Clojure XML Parsing
I can not find any info on how to parse xml documents and access elements.
I have found two ways to parse the xml document
(clojure.zip/xml-zip (clojure.xml/parse file))
and
(parse-seq file)
but i can seem to find any info on how to process the resulting structure?
Source file's refers to zip-query.clj on how to query the result but that seems to missing too.
Suppose you have the following xml to parse in your file:
<high-node>
<low-node>my text</low-node>
</high-node>
you load clojure.xml
:
user=> (use 'clojure.xml)
when parsed, the xml will have the following structure:
{:tag :high-node, :attrs nil, :content [{:tag :low-node, :attrs nil, :content ["my text"]}]}
and then you can seq over the content of the file to get the content of the low-node
:
user=> (for [x (xml-seq
(parse (java.io.File. file)))
:when (= :low-node (:tag x))]
(first (:content x)))
("my text")
Similarly, if you wanted to have access to the entire list of information on low-node, you would change the :when
predicate to (= (:high-node (:tag x)))
:
user=> (for [x (xml-seq
(parse (java.io.File. file)))
:when (= :high-node (:tag x))]
(first (:content x)))
({:tag :low-node, :attrs nil, :content ["my text"]})
This works because the keywords can operate as functions.
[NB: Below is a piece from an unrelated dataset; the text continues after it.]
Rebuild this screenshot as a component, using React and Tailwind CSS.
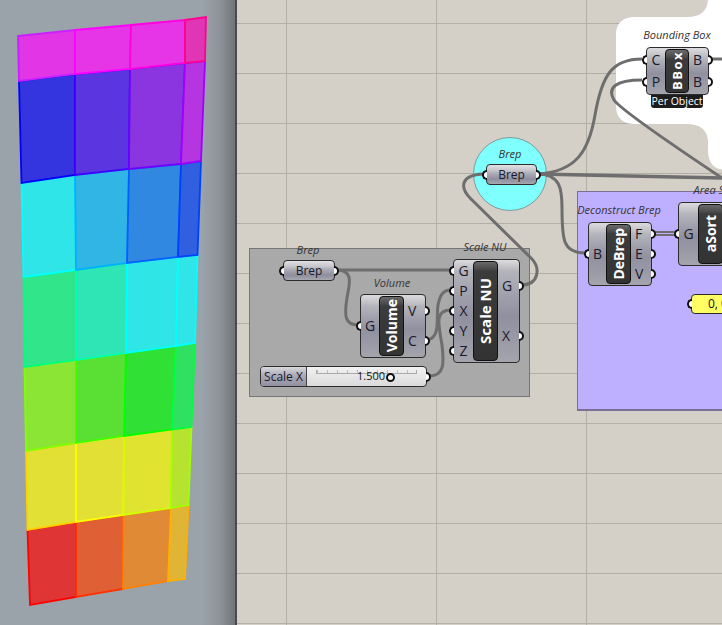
import React from "react";

// surface points, one row of 5 per grid line, top to bottom
const grid = [
  [[18, 36], [75, 30], [131, 25], [185, 20], [206, 17]],
  [[19, 81], [75, 74], [130, 69], [185, 63], [205, 61]],
  [[21.5, 183], [75, 175], [129, 169], [181, 164], [201, 161]],
  [[23.5, 277], [76, 270], [127, 263], [178, 257], [197.5, 255]],
  [[24.5, 367], [76, 360], [126, 353], [176, 346], [195, 343]],
  [[26, 451], [76, 443], [124, 436], [172, 429.5], [191.5, 427]],
  [[27.5, 530], [76, 522], [123.5, 515], [171, 508], [188.5, 505]],
  [[30, 605], [76, 597], [123, 589], [168, 581], [185, 579]],
];

const fills = [
  ["#e135e6", "#e535e6", "#e535e6", "#e035b5"],
  ["#3535e0", "#5a35e0", "#8a35e0", "#b535e0"],
  ["#30e5e8", "#30b5e5", "#3088e0", "#3060e0"],
  ["#30e58a", "#30e5b5", "#30e5e5", "#30e5e8"],
  ["#8ae535", "#5ae035", "#30e035", "#30e060"],
  ["#e3e035", "#e3e035", "#e0e330", "#b5e330"],
  ["#e03535", "#e06035", "#e08a35", "#e0b535"],
];

const strokes = [
  ["#c820ff", "#ff00ff", "#ff00e0", "#ff0090"],
  ["#0000ff", "#4000ff", "#7000ff", "#a000ff"],
  ["#00ffff", "#00b0ff", "#0060ff", "#0040ff"],
  ["#00ff80", "#00ffb0", "#00ffff", "#00ffff"],
  ["#80ff00", "#40ff00", "#00ff00", "#00ff40"],
  ["#ffd000", "#ffff00", "#d0ff00", "#a0ff00"],
  ["#ff0000", "#ff3000", "#ff8000", "#ffb000"],
];

const Surface = () => {
  const rows = [6, 5, 4, 3, 2, 1, 0];
  return (
    <svg width="235" height="625" className="block">
      {rows.map((r) =>
        [0, 1, 2, 3].map((c) => {
          const pts = [grid[r][c], grid[r][c + 1], grid[r + 1][c + 1], grid[r + 1][c]];
          return (
            <polygon
              key={r + "-" + c}
              points={pts.map((p) => p.join(",")).join(" ")}
              fill={fills[r][c]}
              stroke={strokes[r][c]}
              strokeWidth="1.8"
            />
          );
        })
      )}
    </svg>
  );
};

const Port = ({ side }) => (
  <span
    className={
      side === "l"
        ? "absolute -left-[5px] top-1/2 -translate-y-1/2 w-[5px] h-[10px] rounded-l-full bg-white border-2 border-r-0 border-[#111]"
        : "absolute -right-[5px] top-1/2 -translate-y-1/2 w-[5px] h-[10px] rounded-r-full bg-white border-2 border-l-0 border-[#111]"
    }
  />
);

const Row = ({ label, side }) => (
  <div
    className={
      side === "l"
        ? "relative flex-1 flex items-center justify-center"
        : "relative flex-1 flex items-center justify-start pl-[4px]"
    }
  >
    <span>{label}</span>
    <Port side={side} />
  </div>
);

const body =
  "bg-[linear-gradient(to_bottom,#dcdce0_0px,#c4c4c8_7px,#b4b4bc_11px,#9090a0_55%,#a4a4ac_100%)] border border-[#2c2c2c] rounded-[4px]";

const Comp = ({ name, inputs, outputs, className, leftClass, pillClass, textClass }) => (
  <div className={"absolute flex text-[14px] leading-none text-[#1a1a2a] " + body + " " + className}>
    <div className={"shrink-0 flex flex-col py-px " + leftClass}>
      {inputs.map((l) => (
        <Row key={l} label={l} side="l" />
      ))}
    </div>
    <div
      className={
        "shrink-0 my-px flex items-center justify-center rounded-[4px] border border-[#111] bg-[linear-gradient(to_bottom,#6a6a6a_0px,#4a4a4a_7px,#3c3c3c_9px,#333_100%)] text-white font-bold " +
        pillClass
      }
    >
      <span className={"[writing-mode:vertical-rl] rotate-180 " + textClass}>{name}</span>
    </div>
    <div className="flex-1 flex flex-col py-px">
      {outputs.map((l, i) => (
        <Row key={l + i} label={l} side="r" />
      ))}
    </div>
  </div>
);

const Param = ({ name, className }) => (
  <div
    className={
      "absolute flex items-center justify-center text-[12px] leading-none text-[#1a1a2a] border border-[#2c2c2c] rounded-[4px] bg-[linear-gradient(to_bottom,#e2e2e6_0px,#c8c8cc_5px,#a8a8b6_9px,#8e8e9e_75%,#a8a8b0_100%)] " +
      className
    }
  >
    {name}
    <Port side="l" />
    <Port side="r" />
  </div>
);

const Label = ({ children, className }) => (
  <div className={"absolute italic text-[11px] leading-none text-[#333] whitespace-nowrap -translate-x-1/2 " + className}>
    {children}
  </div>
);

const Wires = () => (
  <svg width="485" height="625" className="absolute inset-0" fill="none" stroke="#6e6e6e" strokeWidth="3">
    {/* coords are page x minus 237 */}
    <path d="M99 270 L214 270" />
    <path d="M99 270 C118 270 112 285 110 298 C107 316 108 325 121 325" />
    <path d="M190 340 C204 338 199 318 201 305 C203 295 206 290 214 290" />
    <path d="M192 376 C208 376 207 362 205 345 C201 322 198 310 214 310" />
    <path d="M284 285 C302 285 304 268 294 258 L234 199 C222 187 224 175 246 174" />
    <path d="M300 174 C324 174 325 190 325 208 C325 240 326 253 348 253" />
    <path d="M300 174 C340 172 352 150 358 115 C365 75 375 59 405 59" />
    <path d="M300 174 L485 178" strokeWidth="3.5" />
    <path d="M405 80 C378 80 370 88 377 100 C384 110 440 148 485 178" />
    <path d="M474 59 L485 59" />
    <path d="M416 232 L438 232" strokeWidth="2" />
    <path d="M416 235 L438 235" strokeWidth="2" />
  </svg>
);

const Slider = () => (
  <div className="absolute left-[23px] top-[366px] w-[167px] h-[21px] flex text-[12px] leading-none text-[#1a1a2a] border border-[#2c2c2c] rounded-[4px] bg-[linear-gradient(to_bottom,#f2f2f2,#dadada)]">
    <div className="w-[46px] flex items-center justify-center rounded-l-[3px] border-r border-[#444] bg-[linear-gradient(to_bottom,#d8d8dc_0px,#a8a8b6_9px,#9090a0_100%)]">
      Scale X
    </div>
    <div className="relative flex-1">
      <div className="absolute left-[9px] right-[9px] top-[3px] h-[4px] border-b border-x border-[#aaa] bg-[repeating-linear-gradient(to_right,#bbb_0px,#bbb_1px,transparent_1px,transparent_10px)]" />
      <span className="absolute left-[50px] top-[3px] text-[11px] text-[#111]">1.500</span>
      <span className="absolute left-[79px] top-[6px] w-[9px] h-[9px] rounded-full bg-white border-2 border-[#111]" />
    </div>
    <Port side="r" />
  </div>
);

export default function App() {
  return (
    <div className="flex w-[722px] h-[625px] overflow-hidden font-['Open_Sans',sans-serif]">
      <div className="w-[235px] shrink-0 bg-[linear-gradient(to_right,#9aa2aa_0%,#9aa2aa_86%,#8d9299_94%,#6f7479_100%)]">
        <Surface />
      </div>
      <div className="w-[2px] shrink-0 bg-[#4a4a4a]" />
      <div className="relative flex-1 overflow-hidden bg-[#d4d0c8] bg-[linear-gradient(to_right,#b2afa7_1px,transparent_1px),linear-gradient(to_bottom,#b2afa7_1px,transparent_1px)] bg-[size:150px_50px] bg-[position:49px_23px]">
        {/* white group behind bounding box */}
        <svg width="485" height="200" className="absolute left-0 top-0">
          <path
            d="M471 -2 C471 10 465 17 450 17 L398 17 C385 17 379 24 379 34 L379 106 C379 118 386 124 398 124 L450 124 C463 124 471 130 471 142 L471 150 C471 162 476 170 490 170 L490 -2 Z"
            fill="#fff"
          />
        </svg>
        {/* groups */}
        <div className="absolute left-[12px] top-[248px] w-[281px] h-[149px] bg-[#a9a9a9] border border-[#767676]" />
        <div className="absolute left-[340px] top-[191px] w-[160px] h-[220px] bg-[#bfb0ff] border border-b-2 border-[#7a7096]" />
        <div className="absolute left-[236px] top-[137px] w-[74px] h-[74px] rounded-full bg-[#80ffff] border border-[#7c9c9c]" />

        <Wires />

        <Label className="left-[273px] top-[148px]">Brep</Label>
        <Param name="Brep" className="left-[249px] top-[164px] w-[51px] h-[21px]" />

        <Label className="left-[71px] top-[244px]">Brep</Label>
        <Param name="Brep" className="left-[46px] top-[260px] w-[52px] h-[21px]" />

        <Label className="left-[155px] top-[277px]">Volume</Label>
        <Comp
          name="Volume"
          inputs={["G"]}
          outputs={["V", "C"]}
          className="left-[123px] top-[294px] w-[66px] h-[64px]"
          leftClass="w-[18px]"
          pillClass="w-[25px]"
          textClass="text-[14px]"
        />

        <Label className="left-[248px] top-[241px]">Scale NU</Label>
        <Comp
          name="Scale NU"
          inputs={["G", "P", "X", "Y", "Z"]}
          outputs={["G", "X"]}
          className="left-[216px] top-[259px] w-[67px] h-[104px]"
          leftClass="w-[19px]"
          pillClass="w-[25px]"
          textClass="text-[15px]"
        />

        <Slider />

        <Label className="left-[382px] top-[204px] text-[10.5px]">Deconstruct Brep</Label>
        <Comp
          name="DeBrep"
          inputs={["B"]}
          outputs={["F", "E", "V"]}
          className="left-[351px] top-[222px] w-[64px] h-[64px]"
          leftClass="w-[17px]"
          pillClass="w-[25px]"
          textClass="text-[14px]"
        />

        <Label className="left-[479px] top-[184px]">Area Sort</Label>
        <Comp
          name="aSort"
          inputs={["G"]}
          outputs={[]}
          className="left-[441px] top-[202px] w-[66px] h-[64px]"
          leftClass="w-[19px]"
          pillClass="w-[25px]"
          textClass="text-[14px]"
        />

        <div className="absolute left-[454px] top-[294px] w-[60px] h-[20px] flex items-center pl-[16px] text-[12px] leading-none text-[#111] border border-[#2c2c2c] rounded-[4px] bg-[#ffff64]">
          0, 0
          <Port side="l" />
        </div>

        <Label className="left-[440px] top-[29px]">Bounding Box</Label>
        <Comp
          name="BBox"
          inputs={["C", "P"]}
          outputs={["B", "B"]}
          className="left-[409px] top-[47px] w-[63px] h-[48px]"
          leftClass="w-[18px]"
          pillClass="w-[24px]"
          textClass="text-[13px] tracking-[1.5px]"
        />
        <div className="absolute left-[414px] top-[95px] w-[52px] h-[13px] rounded-b-[3px] bg-[#1c1c1c] flex items-center justify-center text-[10.5px] leading-none text-white">
          Per Object
        </div>
      </div>
    </div>
  );
}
See Questions about lists and other stuff in Clojure and Data Structures: Keywords
The above answer works, but I find it a lot easier to use clojure.data.zip.xml
(used to be clojure-contrib.zip-filter.xml
prior to Clojure 1.3).
file:
myfile.xml
:
<songs>
<track id="t1"><name>Track one</name></track>
<track id="t2"><name>Track two</name></track>
</songs>
code:
; Clojure 1.3
(ns example
(:use [clojure.data.zip.xml :only (attr text xml->)]) ; dep: see below
(:require [clojure.xml :as xml]
[clojure.zip :as zip]))
(def xml (xml/parse "myfile.xml"))
(def zipped (zip/xml-zip xml))
(xml-> zipped :track :name text) ; ("Track one" "Track two")
(xml-> zipped :track (attr :id)) ; ("t1" "t2")
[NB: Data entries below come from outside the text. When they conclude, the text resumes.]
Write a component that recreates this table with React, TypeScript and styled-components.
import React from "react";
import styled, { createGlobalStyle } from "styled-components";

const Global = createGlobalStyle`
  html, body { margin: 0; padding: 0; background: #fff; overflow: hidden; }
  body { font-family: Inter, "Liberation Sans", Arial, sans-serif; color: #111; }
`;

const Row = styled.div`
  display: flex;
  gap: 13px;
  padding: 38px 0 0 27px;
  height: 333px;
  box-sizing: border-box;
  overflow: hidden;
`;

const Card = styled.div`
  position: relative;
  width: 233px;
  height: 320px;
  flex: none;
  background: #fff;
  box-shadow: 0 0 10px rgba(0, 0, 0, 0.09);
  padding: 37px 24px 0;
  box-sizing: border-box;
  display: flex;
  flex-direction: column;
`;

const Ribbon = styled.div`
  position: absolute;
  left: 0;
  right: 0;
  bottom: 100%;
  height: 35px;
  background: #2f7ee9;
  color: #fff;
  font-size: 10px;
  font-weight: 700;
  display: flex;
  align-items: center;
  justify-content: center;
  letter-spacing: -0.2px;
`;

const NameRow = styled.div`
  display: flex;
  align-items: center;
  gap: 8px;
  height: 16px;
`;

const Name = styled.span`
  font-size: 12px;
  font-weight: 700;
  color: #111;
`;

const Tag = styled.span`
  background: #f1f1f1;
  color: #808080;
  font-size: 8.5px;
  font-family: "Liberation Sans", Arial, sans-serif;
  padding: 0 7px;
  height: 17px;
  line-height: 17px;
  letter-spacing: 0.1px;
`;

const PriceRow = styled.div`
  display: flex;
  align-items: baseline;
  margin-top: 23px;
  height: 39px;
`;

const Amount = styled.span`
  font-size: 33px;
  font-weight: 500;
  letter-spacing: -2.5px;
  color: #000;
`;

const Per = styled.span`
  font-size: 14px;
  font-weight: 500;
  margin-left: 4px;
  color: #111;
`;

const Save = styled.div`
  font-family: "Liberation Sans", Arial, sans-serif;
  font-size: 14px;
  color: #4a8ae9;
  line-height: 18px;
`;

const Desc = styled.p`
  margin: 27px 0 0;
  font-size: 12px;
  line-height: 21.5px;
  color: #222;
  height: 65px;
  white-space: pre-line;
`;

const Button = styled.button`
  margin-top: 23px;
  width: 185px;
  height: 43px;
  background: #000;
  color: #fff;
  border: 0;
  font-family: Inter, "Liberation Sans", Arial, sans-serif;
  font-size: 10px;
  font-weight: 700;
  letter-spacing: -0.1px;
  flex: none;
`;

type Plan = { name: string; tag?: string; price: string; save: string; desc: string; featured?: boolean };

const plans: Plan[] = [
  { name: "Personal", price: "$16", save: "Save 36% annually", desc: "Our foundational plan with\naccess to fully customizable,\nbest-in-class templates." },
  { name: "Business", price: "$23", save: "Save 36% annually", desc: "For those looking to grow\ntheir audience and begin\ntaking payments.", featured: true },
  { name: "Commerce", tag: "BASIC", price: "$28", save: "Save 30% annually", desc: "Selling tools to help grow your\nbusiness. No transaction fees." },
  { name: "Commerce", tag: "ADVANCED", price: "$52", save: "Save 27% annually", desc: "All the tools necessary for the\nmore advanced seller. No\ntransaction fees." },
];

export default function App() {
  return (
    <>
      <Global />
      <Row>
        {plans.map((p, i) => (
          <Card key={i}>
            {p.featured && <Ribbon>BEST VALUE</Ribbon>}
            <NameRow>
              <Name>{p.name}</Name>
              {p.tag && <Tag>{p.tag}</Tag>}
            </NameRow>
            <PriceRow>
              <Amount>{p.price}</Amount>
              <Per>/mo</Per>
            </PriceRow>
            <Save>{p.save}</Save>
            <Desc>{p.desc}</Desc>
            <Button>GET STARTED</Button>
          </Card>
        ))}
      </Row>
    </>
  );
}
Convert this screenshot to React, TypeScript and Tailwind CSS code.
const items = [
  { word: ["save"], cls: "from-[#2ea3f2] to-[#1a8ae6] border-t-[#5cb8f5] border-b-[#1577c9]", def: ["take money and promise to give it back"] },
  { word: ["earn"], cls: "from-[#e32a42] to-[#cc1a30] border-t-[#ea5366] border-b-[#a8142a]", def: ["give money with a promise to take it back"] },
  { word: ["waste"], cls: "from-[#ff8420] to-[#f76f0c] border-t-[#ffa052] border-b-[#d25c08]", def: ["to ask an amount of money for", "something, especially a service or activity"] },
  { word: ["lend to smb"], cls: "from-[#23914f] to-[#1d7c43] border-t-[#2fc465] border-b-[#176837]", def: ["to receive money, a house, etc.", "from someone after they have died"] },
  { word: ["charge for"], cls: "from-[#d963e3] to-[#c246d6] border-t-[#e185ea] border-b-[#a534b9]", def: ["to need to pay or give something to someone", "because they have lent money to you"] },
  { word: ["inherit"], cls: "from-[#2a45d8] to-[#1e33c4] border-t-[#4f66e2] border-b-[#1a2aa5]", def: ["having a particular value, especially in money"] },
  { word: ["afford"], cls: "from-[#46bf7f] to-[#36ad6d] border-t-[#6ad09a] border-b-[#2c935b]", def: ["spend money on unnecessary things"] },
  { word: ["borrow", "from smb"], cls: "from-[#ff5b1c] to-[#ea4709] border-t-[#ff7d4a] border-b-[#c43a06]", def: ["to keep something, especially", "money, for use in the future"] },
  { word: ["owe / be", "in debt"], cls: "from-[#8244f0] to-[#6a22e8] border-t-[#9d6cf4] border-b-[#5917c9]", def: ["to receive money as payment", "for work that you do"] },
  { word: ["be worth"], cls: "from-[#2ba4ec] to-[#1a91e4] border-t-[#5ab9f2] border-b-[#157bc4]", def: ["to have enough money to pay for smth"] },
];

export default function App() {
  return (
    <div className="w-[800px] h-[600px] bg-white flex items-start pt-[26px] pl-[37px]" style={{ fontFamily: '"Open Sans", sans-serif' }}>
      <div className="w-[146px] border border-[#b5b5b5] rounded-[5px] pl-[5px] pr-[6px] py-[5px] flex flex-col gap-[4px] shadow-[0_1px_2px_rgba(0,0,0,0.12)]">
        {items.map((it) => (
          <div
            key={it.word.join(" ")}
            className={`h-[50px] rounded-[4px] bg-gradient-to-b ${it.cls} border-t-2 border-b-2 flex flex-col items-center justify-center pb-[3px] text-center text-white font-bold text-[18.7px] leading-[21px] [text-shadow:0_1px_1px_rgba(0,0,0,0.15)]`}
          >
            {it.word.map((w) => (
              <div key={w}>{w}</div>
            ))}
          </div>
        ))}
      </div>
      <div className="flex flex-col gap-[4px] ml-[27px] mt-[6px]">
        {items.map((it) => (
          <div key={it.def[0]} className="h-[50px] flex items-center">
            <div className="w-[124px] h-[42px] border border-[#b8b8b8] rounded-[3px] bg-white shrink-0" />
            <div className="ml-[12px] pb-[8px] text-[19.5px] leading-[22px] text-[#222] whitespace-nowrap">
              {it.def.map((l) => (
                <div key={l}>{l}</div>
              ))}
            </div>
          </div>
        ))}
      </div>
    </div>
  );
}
Unfortunately, you need to pull in a dependency on data.zip to get this nice read/filter functionality. It's worth the dependency :) In lein it would be (as of 17-Aug-2013):
[org.clojure/data.zip "0.1.1"]
And as for docs for data.zip.xml
... I just look at the relatively small source file here to see what is possible. Another good SO answer here, too.